The input
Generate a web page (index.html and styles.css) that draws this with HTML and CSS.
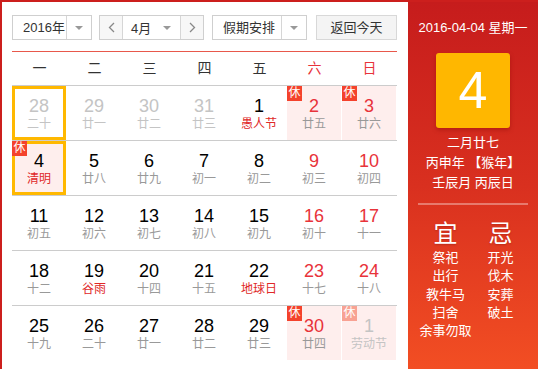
FILE: index.html
```html
<!DOCTYPE html>
<html lang="zh-CN">
<head>
<meta charset="utf-8">
<link rel="stylesheet" href="styles.css">
</head>
<body>
<div class="cal">
  <div class="main">
    <div class="controls">
      <div class="sel sel-year"><span class="sel-text">2016年</span><span class="sel-arrow"><i class="tri"></i></span></div>
      <div class="month-group">
        <span class="nav"><svg width="7" height="11" viewBox="0 0 7 11"><path d="M6 1 L1.5 5.5 L6 10" fill="none" stroke="#888" stroke-width="1.3"/></svg></span>
        <span class="month"><span class="month-text">4月</span><i class="tri"></i></span>
        <span class="nav"><svg width="7" height="11" viewBox="0 0 7 11"><path d="M1 1 L5.5 5.5 L1 10" fill="none" stroke="#888" stroke-width="1.3"/></svg></span>
      </div>
      <div class="sel sel-holiday"><span class="sel-text">假期安排</span><span class="sel-arrow"><i class="tri"></i></span></div>
      <div class="btn-today">返回今天</div>
    </div>
    <div class="week">
      <span>一</span><span>二</span><span>三</span><span>四</span><span>五</span><span class="we">六</span><span class="we">日</span>
    </div>
    <div class="grid">
      <div class="row">
        <div class="c other sel-cell"><b>28</b><em>二十</em></div>
        <div class="c other"><b>29</b><em>廿一</em></div>
        <div class="c other"><b>30</b><em>廿二</em></div>
        <div class="c other"><b>31</b><em>廿三</em></div>
        <div class="c"><b>1</b><em class="fest">愚人节</em></div>
        <div class="c hol wkd"><i class="rest">休</i><b>2</b><em>廿五</em></div>
        <div class="c hol wkd"><i class="rest">休</i><b>3</b><em>廿六</em></div>
      </div>
      <div class="row">
        <div class="c hol sel-cell"><i class="rest">休</i><b>4</b><em class="fest">清明</em></div>
        <div class="c"><b>5</b><em>廿八</em></div>
        <div class="c"><b>6</b><em>廿九</em></div>
        <div class="c"><b>7</b><em>初一</em></div>
        <div class="c"><b>8</b><em>初二</em></div>
        <div class="c wkd"><b>9</b><em>初三</em></div>
        <div class="c wkd"><b>10</b><em>初四</em></div>
      </div>
      <div class="row">
        <div class="c"><b>11</b><em>初五</em></div>
        <div class="c"><b>12</b><em>初六</em></div>
        <div class="c"><b>13</b><em>初七</em></div>
        <div class="c"><b>14</b><em>初八</em></div>
        <div class="c"><b>15</b><em>初九</em></div>
        <div class="c wkd"><b>16</b><em>初十</em></div>
        <div class="c wkd"><b>17</b><em>十一</em></div>
      </div>
      <div class="row">
        <div class="c"><b>18</b><em>十二</em></div>
        <div class="c"><b>19</b><em class="fest">谷雨</em></div>
        <div class="c"><b>20</b><em>十四</em></div>
        <div class="c"><b>21</b><em>十五</em></div>
        <div class="c"><b>22</b><em class="fest">地球日</em></div>
        <div class="c wkd"><b>23</b><em>十七</em></div>
        <div class="c wkd"><b>24</b><em>十八</em></div>
      </div>
      <div class="row last">
        <div class="c"><b>25</b><em>十九</em></div>
        <div class="c"><b>26</b><em>二十</em></div>
        <div class="c"><b>27</b><em>廿一</em></div>
        <div class="c"><b>28</b><em>廿二</em></div>
        <div class="c"><b>29</b><em>廿三</em></div>
        <div class="c hol wkd"><i class="rest">休</i><b>30</b><em>廿四</em></div>
        <div class="c hol other"><i class="rest faded">休</i><b>1</b><em>劳动节</em></div>
      </div>
    </div>
  </div>
  <div class="side">
    <div class="side-date">2016-04-04 星期一</div>
    <div class="big-day">4</div>
    <div class="lunar">二月廿七</div>
    <div class="lunar">丙申年 【猴年】</div>
    <div class="lunar">壬辰月 丙辰日</div>
    <div class="divider"></div>
    <div class="yiji">
      <div class="col">
        <div class="yj-title">宜</div>
        <div>祭祀</div>
        <div>出行</div>
        <div>教牛马</div>
        <div>扫舍</div>
        <div>余事勿取</div>
      </div>
      <div class="col">
        <div class="yj-title">忌</div>
        <div>开光</div>
        <div>伐木</div>
        <div>安葬</div>
        <div>破土</div>
      </div>
    </div>
  </div>
</div>
</body>
</html>
```

FILE: styles.css
```css
* { box-sizing: border-box; margin: 0; padding: 0; }
html, body { background: #fff; }
body {
  font-family: "Liberation Sans", Arial, "Noto Sans CJK SC", sans-serif;
  color: #333;
}
.cal {
  display: flex;
  width: 538px;
  height: 369px;
  border-top: 2px solid #cc1f1d;
  border-left: 2px solid #cc1f1d;
  overflow: hidden;
}
.main {
  width: 406px;
  flex: none;
  padding: 13px 11px 0 10px;
}
.controls {
  display: flex;
  height: 25px;
  margin-bottom: 11px;
  font-size: 13px;
}
.sel {
  display: flex;
  height: 25px;
  border: 1px solid #cfcfcf;
  background: #fff;
}
.sel-text {
  line-height: 23px;
  padding-left: 10px;
  color: #333;
}
.sel-arrow {
  width: 25px;
  border-left: 1px solid #d6d6d6;
  display: flex;
  align-items: center;
  justify-content: center;
}
.tri {
  display: block;
  width: 0;
  height: 0;
  border-left: 4px solid transparent;
  border-right: 4px solid transparent;
  border-top: 4px solid #999;
}
.sel-year { width: 80px; }
.sel-year .sel-text { width: 54px; }
.month-group {
  display: flex;
  height: 25px;
  margin-left: 7px;
  border: 1px solid #cfcfcf;
}
.nav {
  width: 22px;
  display: flex;
  align-items: center;
  justify-content: center;
  background: #f7f7f7;
}
.month {
  width: 59px;
  border-left: 1px solid #d6d6d6;
  border-right: 1px solid #d6d6d6;
  display: flex;
  align-items: center;
  justify-content: space-between;
  padding: 0 9px 0 8px;
}
.sel-holiday { width: 95px; margin-left: 8px; }
.sel-holiday .sel-text { width: 69px; padding-left: 10px; }
.btn-today {
  width: 82px;
  height: 25px;
  margin-left: 9px;
  border: 1px solid #d8d8d8;
  background: #f4f4f4;
  text-align: center;
  line-height: 23px;
  color: #333;
}
.week {
  display: grid;
  grid-template-columns: repeat(7, 55px);
  border-top: 1px solid #e8584b;
  border-bottom: 1px solid #ccc;
  height: 35px;
  line-height: 33px;
  text-align: center;
  font-size: 14px;
  color: #333;
}
.week .we { color: #e8333a; }
.row {
  display: grid;
  grid-template-columns: repeat(7, 55px);
  border-bottom: 1px solid #ccc;
}
.row.last { border-bottom: none; }
.c {
  position: relative;
  height: 54px;
  margin-right: 1px;
  padding-top: 10px;
  text-align: center;
}
.c b {
  display: block;
  font-weight: normal;
  font-size: 18px;
  line-height: 20px;
  color: #000;
}
.c em {
  display: block;
  font-style: normal;
  font-size: 12px;
  line-height: 16px;
  color: #999;
}
.c em.fest { color: #e02828; }
.c.wkd b { color: #e8333a; }
.c.hol { background: #feeeed; }
.c.other b, .c.other em { color: #c4c4c4; }
.sel-cell { box-shadow: inset 0 0 0 3px #ffb800; }
.rest {
  position: absolute;
  left: 0;
  top: 0;
  width: 15px;
  height: 15px;
  background: #f4422c;
  color: #fff;
  font-style: normal;
  font-size: 12px;
  line-height: 15px;
  text-align: center;
}
.rest.faded { background: #f8a293; }
.side {
  width: 130px;
  flex: none;
  background: linear-gradient(to bottom, #c61c1c 0%, #d9301f 50%, #f24e23 100%);
  color: #fff;
  padding-top: 16px;
  text-align: center;
}
.side-date {
  font-size: 13px;
  line-height: 20px;
}
.big-day {
  width: 74px;
  height: 75px;
  margin: 15px auto 5px;
  background: #ffb700;
  border-radius: 3px;
  box-shadow: 0 2px 4px rgba(120, 0, 0, 0.35);
  font-size: 52px;
  line-height: 75px;
  color: #fff;
}
.lunar {
  font-size: 13px;
  line-height: 20px;
}
.divider {
  height: 2px;
  margin: 10px 10px 0;
  background: rgba(255, 255, 255, 0.35);
}
.yiji {
  display: flex;
  margin: 15px 10px 0;
}
.col {
  width: 55px;
  font-size: 13px;
  line-height: 18.3px;
  white-space: nowrap;
}
.yj-title {
  font-size: 24px;
  line-height: 28px;
  margin-bottom: 1px;
  text-shadow: 0 1px 2px rgba(100, 0, 0, 0.3);
}
```
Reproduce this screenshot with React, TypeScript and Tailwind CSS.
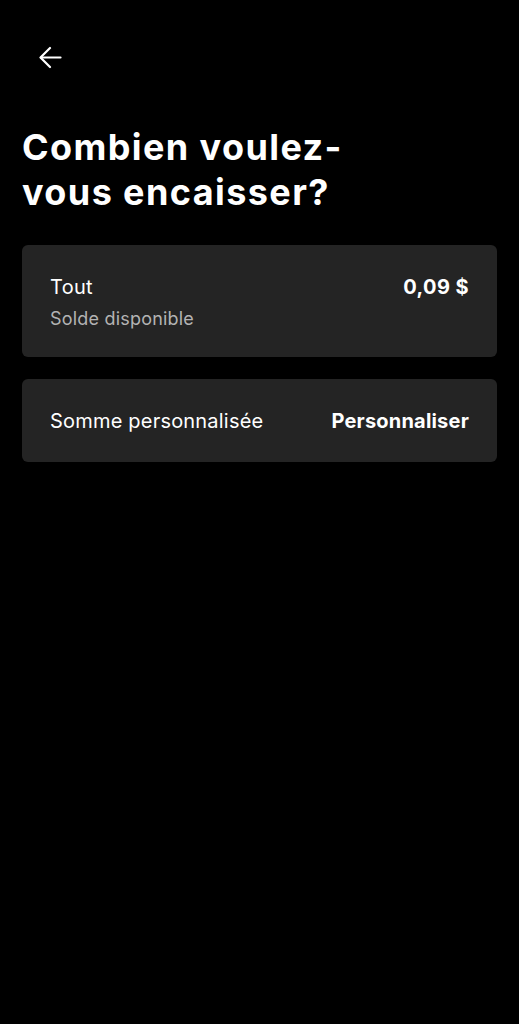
import React from "react";

export default function App() {
  return (
    <div
      className="min-h-[1024px] w-full bg-black text-white"
      style={{ fontFamily: "Inter, 'Noto Sans', sans-serif" }}
    >
      <div className="px-[22px]">
        <div className="pt-[46px] pl-[17px]">
          <svg width="23" height="23" viewBox="0 0 23 23" fill="none" stroke="white" strokeWidth="2.2" strokeLinecap="round" strokeLinejoin="round">
            <path d="M21.5 11.5H2" />
            <path d="M11 2 1.5 11.5 11 21" />
          </svg>
        </div>
        <h1 className="mt-[56px] text-[36px] leading-[45px] font-bold tracking-[1.4px]">
          Combien voulez-
          <br />
          vous encaisser?
        </h1>
        <div className="mt-[30px] flex flex-col gap-[22px]">
          <div className="h-[112px] rounded-[6px] bg-[#242424] px-[28px] pt-[30px]">
            <div className="flex items-start justify-between">
              <div className="text-[20px] leading-[24px] tracking-[0.3px]">Tout</div>
              <div className="text-[20px] leading-[24px] font-bold tracking-[0.4px]">0,09 $</div>
            </div>
            <div className="mt-[9px] text-[18px] leading-[22px] tracking-[0.2px] text-[#b3b3b3]">Solde disponible</div>
          </div>
          <div className="flex h-[83px] items-center justify-between rounded-[6px] bg-[#242424] px-[28px]">
            <div className="text-[20px] tracking-[0.2px]">Somme personnalisée</div>
            <div className="text-[20px] font-bold tracking-[0.2px]">Personnaliser</div>
          </div>
        </div>
      </div>
    </div>
  );
}
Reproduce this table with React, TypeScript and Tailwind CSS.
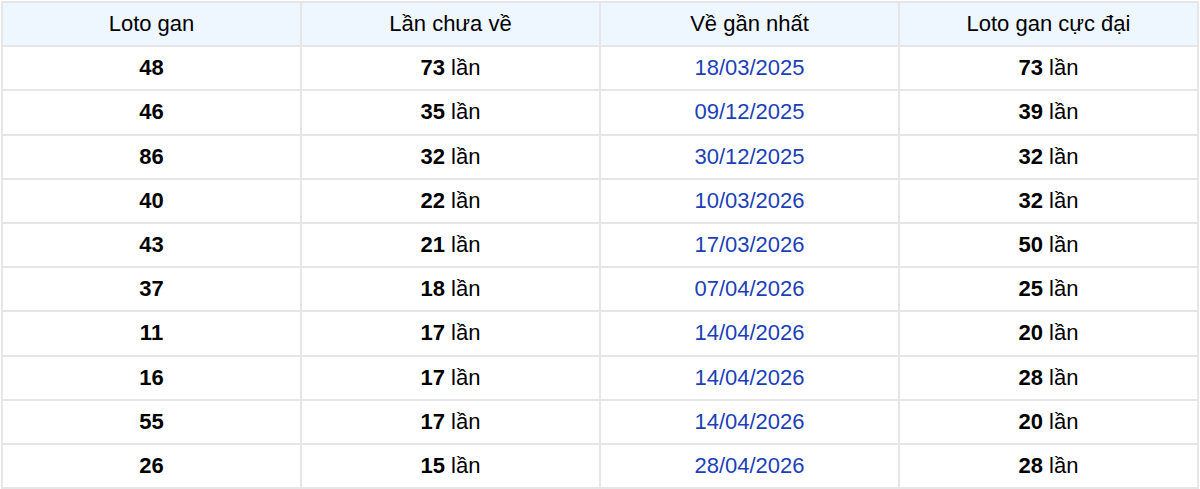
const ROWS: [string, number, string, number][] = [
    ["48", 73, "18/03/2025", 73],
    ["46", 35, "09/12/2025", 39],
    ["86", 32, "30/12/2025", 32],
    ["40", 22, "10/03/2026", 32],
    ["43", 21, "17/03/2026", 50],
    ["37", 18, "07/04/2026", 25],
    ["11", 17, "14/04/2026", 20],
    ["16", 17, "14/04/2026", 28],
    ["55", 17, "14/04/2026", 20],
    ["26", 15, "28/04/2026", 28]
];

const HEADERS = ["Loto gan", "Lần chưa về", "Về gần nhất", "Loto gan cực đại"];

export default function App() {
    return (
        <div className="bg-white p-px font-['Liberation_Sans',Arial,sans-serif] text-[22px] leading-none text-black">
            <table className="w-full table-fixed border-collapse text-center">
                <thead>
                    <tr className="bg-[#eef6ff]">
                        {HEADERS.map(h => (
                            <th key={h} className="h-[44.2px] border-2 border-[#e6e6e6] font-normal">
                                {h}
                            </th>
                        ))}
                    </tr>
                </thead>
                <tbody>
                    {ROWS.map(([num, miss, date, max], i) => (
                        <tr key={i}>
                            <td className="h-[44.2px] border-2 border-[#e6e6e6] font-bold">{num}</td>
                            <td className="border-2 border-[#e6e6e6]">
                                <b>{miss}</b> lần
                            </td>
                            <td className="border-2 border-[#e6e6e6] text-[#1c3fb8]">{date}</td>
                            <td className="border-2 border-[#e6e6e6]">
                                <b>{max}</b> lần
                            </td>
                        </tr>
                    ))}
                </tbody>
            </table>
        </div>
    );
}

Given task
Look through the entries above and list every line containing "with".

The response
Generate a web page (index.html and styles.css) that draws this with HTML and CSS.
Reproduce this screenshot with React, TypeScript and Tailwind CSS.
Reproduce this table with React, TypeScript and Tailwind CSS.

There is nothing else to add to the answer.